■ **WHAT YOU NEED TO DO**
Write out the data again exactly, skipping every picture.
━━━ DATA ━━━
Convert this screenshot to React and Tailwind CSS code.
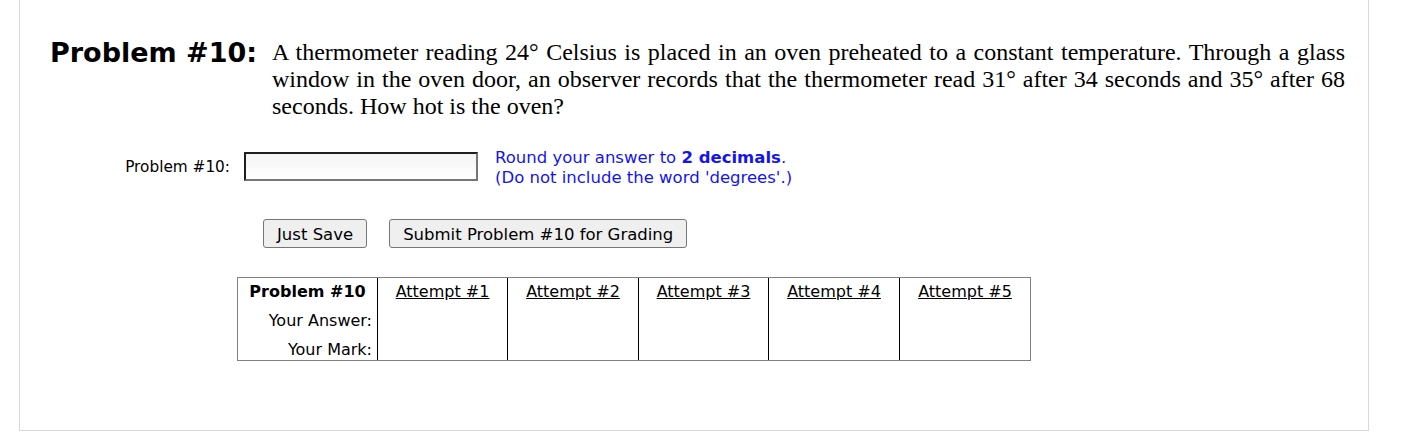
const verdana = { fontFamily: 'Verdana, "DejaVu Sans", sans-serif' };

const attempts = ['Attempt #1', 'Attempt #2', 'Attempt #3', 'Attempt #4', 'Attempt #5'];
const colWidths = ['w-[130px]', 'w-[131px]', 'w-[130px]', 'w-[131px]', 'w-[131px]'];

export default function App() {
	return (
		<div className="min-h-screen bg-white pl-[19px]">
			<div className="w-[1350px] h-[431px] border-x border-b border-[#d9d9d9] pt-[35px]">
				{/* problem statement */}
				<div className="flex items-baseline pl-[30px]">
					<h2 className="w-[222px] shrink-0 text-[27px] font-bold text-black leading-[32px] relative top-[2px]" style={verdana}>
						Problem #10:
					</h2>
					<p className="w-[1073px] text-justify text-[24px] leading-[27px] text-black font-['Liberation_Serif',serif]">
						A thermometer reading 24° Celsius is placed in an oven preheated to a constant temperature. Through a glass
						window in the oven door, an observer records that the thermometer read 31° after 34 seconds and 35° after 68
						seconds. How hot is the oven?
					</p>
				</div>

				{/* answer row */}
				<div className="flex items-start mt-[28px]" style={verdana}>
					<label className="w-[210px] shrink-0 text-right text-[15.3px] leading-[18px] text-black mt-[10px]">
						Problem #10:
					</label>
					<input
						type="text"
						className="ml-[14px] mt-[4px] w-[234px] h-[29px] border-2 border-[#1f1f1f] border-r-[#767676] border-b-[#767676] bg-gradient-to-b from-[#f4f4f4] to-white outline-none"
					/>
					<div className="ml-[17px] text-[16.5px] leading-[20px] text-[#1414f0]">
						<div>
							Round your answer to <b>2 decimals</b>.
						</div>
						<div>(Do not include the word 'degrees'.)</div>
					</div>
				</div>

				{/* buttons */}
				<div className="flex gap-[22px] mt-[31px] pl-[243px]" style={verdana}>
					<button className="h-[29px] px-[13px] pt-[3px] bg-[#efefef] border border-[#767676] rounded-[3px] text-[16.5px] leading-[20px] text-black">
						Just Save
					</button>
					<button className="h-[29px] px-[13px] pt-[3px] bg-[#efefef] border border-[#767676] rounded-[3px] text-[16.5px] leading-[20px] text-black">
						Submit Problem #10 for Grading
					</button>
				</div>

				{/* attempts table */}
				<div className="mt-[29px] pl-[217px]" style={verdana}>
					<table className="table-fixed border-separate border-spacing-0 border border-[#808080] w-[794px] text-[16px] text-black">
						<thead>
							<tr>
								<th className="w-[139px] font-bold text-center leading-[20px] pt-[4px] pb-0">Problem #10</th>
								{attempts.map((a, i) => (
									<td
										key={a}
										className={`${colWidths[i]} border-l border-black text-center font-normal leading-[20px] pt-[4px] pb-0`}>
										<span className="underline">{a}</span>
									</td>
								))}
							</tr>
						</thead>
						<tbody>
							<tr>
								<td className="text-right pr-[5px] leading-[20px] pt-[9px]">Your Answer:</td>
								{attempts.map((a) => (
									<td key={a} className="border-l border-black"></td>
								))}
							</tr>
							<tr>
								<td className="text-right pr-[5px] leading-[20px] pt-[9px]">Your Mark:</td>
								{attempts.map((a) => (
									<td key={a} className="border-l border-black"></td>
								))}
							</tr>
						</tbody>
					</table>
				</div>
			</div>
		</div>
	);
}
━━━
■ **ANSWER FOR THIS EXERCISE**
Convert this screenshot to React and Tailwind CSS code.
const verdana = { fontFamily: 'Verdana, "DejaVu Sans", sans-serif' };

const attempts = ['Attempt #1', 'Attempt #2', 'Attempt #3', 'Attempt #4', 'Attempt #5'];
const colWidths = ['w-[130px]', 'w-[131px]', 'w-[130px]', 'w-[131px]', 'w-[131px]'];

export default function App() {
	return (
		<div className="min-h-screen bg-white pl-[19px]">
			<div className="w-[1350px] h-[431px] border-x border-b border-[#d9d9d9] pt-[35px]">
				{/* problem statement */}
				<div className="flex items-baseline pl-[30px]">
					<h2 className="w-[222px] shrink-0 text-[27px] font-bold text-black leading-[32px] relative top-[2px]" style={verdana}>
						Problem #10:
					</h2>
					<p className="w-[1073px] text-justify text-[24px] leading-[27px] text-black font-['Liberation_Serif',serif]">
						A thermometer reading 24° Celsius is placed in an oven preheated to a constant temperature. Through a glass
						window in the oven door, an observer records that the thermometer read 31° after 34 seconds and 35° after 68
						seconds. How hot is the oven?
					</p>
				</div>

				{/* answer row */}
				<div className="flex items-start mt-[28px]" style={verdana}>
					<label className="w-[210px] shrink-0 text-right text-[15.3px] leading-[18px] text-black mt-[10px]">
						Problem #10:
					</label>
					<input
						type="text"
						className="ml-[14px] mt-[4px] w-[234px] h-[29px] border-2 border-[#1f1f1f] border-r-[#767676] border-b-[#767676] bg-gradient-to-b from-[#f4f4f4] to-white outline-none"
					/>
					<div className="ml-[17px] text-[16.5px] leading-[20px] text-[#1414f0]">
						<div>
							Round your answer to <b>2 decimals</b>.
						</div>
						<div>(Do not include the word 'degrees'.)</div>
					</div>
				</div>

				{/* buttons */}
				<div className="flex gap-[22px] mt-[31px] pl-[243px]" style={verdana}>
					<button className="h-[29px] px-[13px] pt-[3px] bg-[#efefef] border border-[#767676] rounded-[3px] text-[16.5px] leading-[20px] text-black">
						Just Save
					</button>
					<button className="h-[29px] px-[13px] pt-[3px] bg-[#efefef] border border-[#767676] rounded-[3px] text-[16.5px] leading-[20px] text-black">
						Submit Problem #10 for Grading
					</button>
				</div>

				{/* attempts table */}
				<div className="mt-[29px] pl-[217px]" style={verdana}>
					<table className="table-fixed border-separate border-spacing-0 border border-[#808080] w-[794px] text-[16px] text-black">
						<thead>
							<tr>
								<th className="w-[139px] font-bold text-center leading-[20px] pt-[4px] pb-0">Problem #10</th>
								{attempts.map((a, i) => (
									<td
										key={a}
										className={`${colWidths[i]} border-l border-black text-center font-normal leading-[20px] pt-[4px] pb-0`}>
										<span className="underline">{a}</span>
									</td>
								))}
							</tr>
						</thead>
						<tbody>
							<tr>
								<td className="text-right pr-[5px] leading-[20px] pt-[9px]">Your Answer:</td>
								{attempts.map((a) => (
									<td key={a} className="border-l border-black"></td>
								))}
							</tr>
							<tr>
								<td className="text-right pr-[5px] leading-[20px] pt-[9px]">Your Mark:</td>
								{attempts.map((a) => (
									<td key={a} className="border-l border-black"></td>
								))}
							</tr>
						</tbody>
					</table>
				</div>
			</div>
		</div>
	);
}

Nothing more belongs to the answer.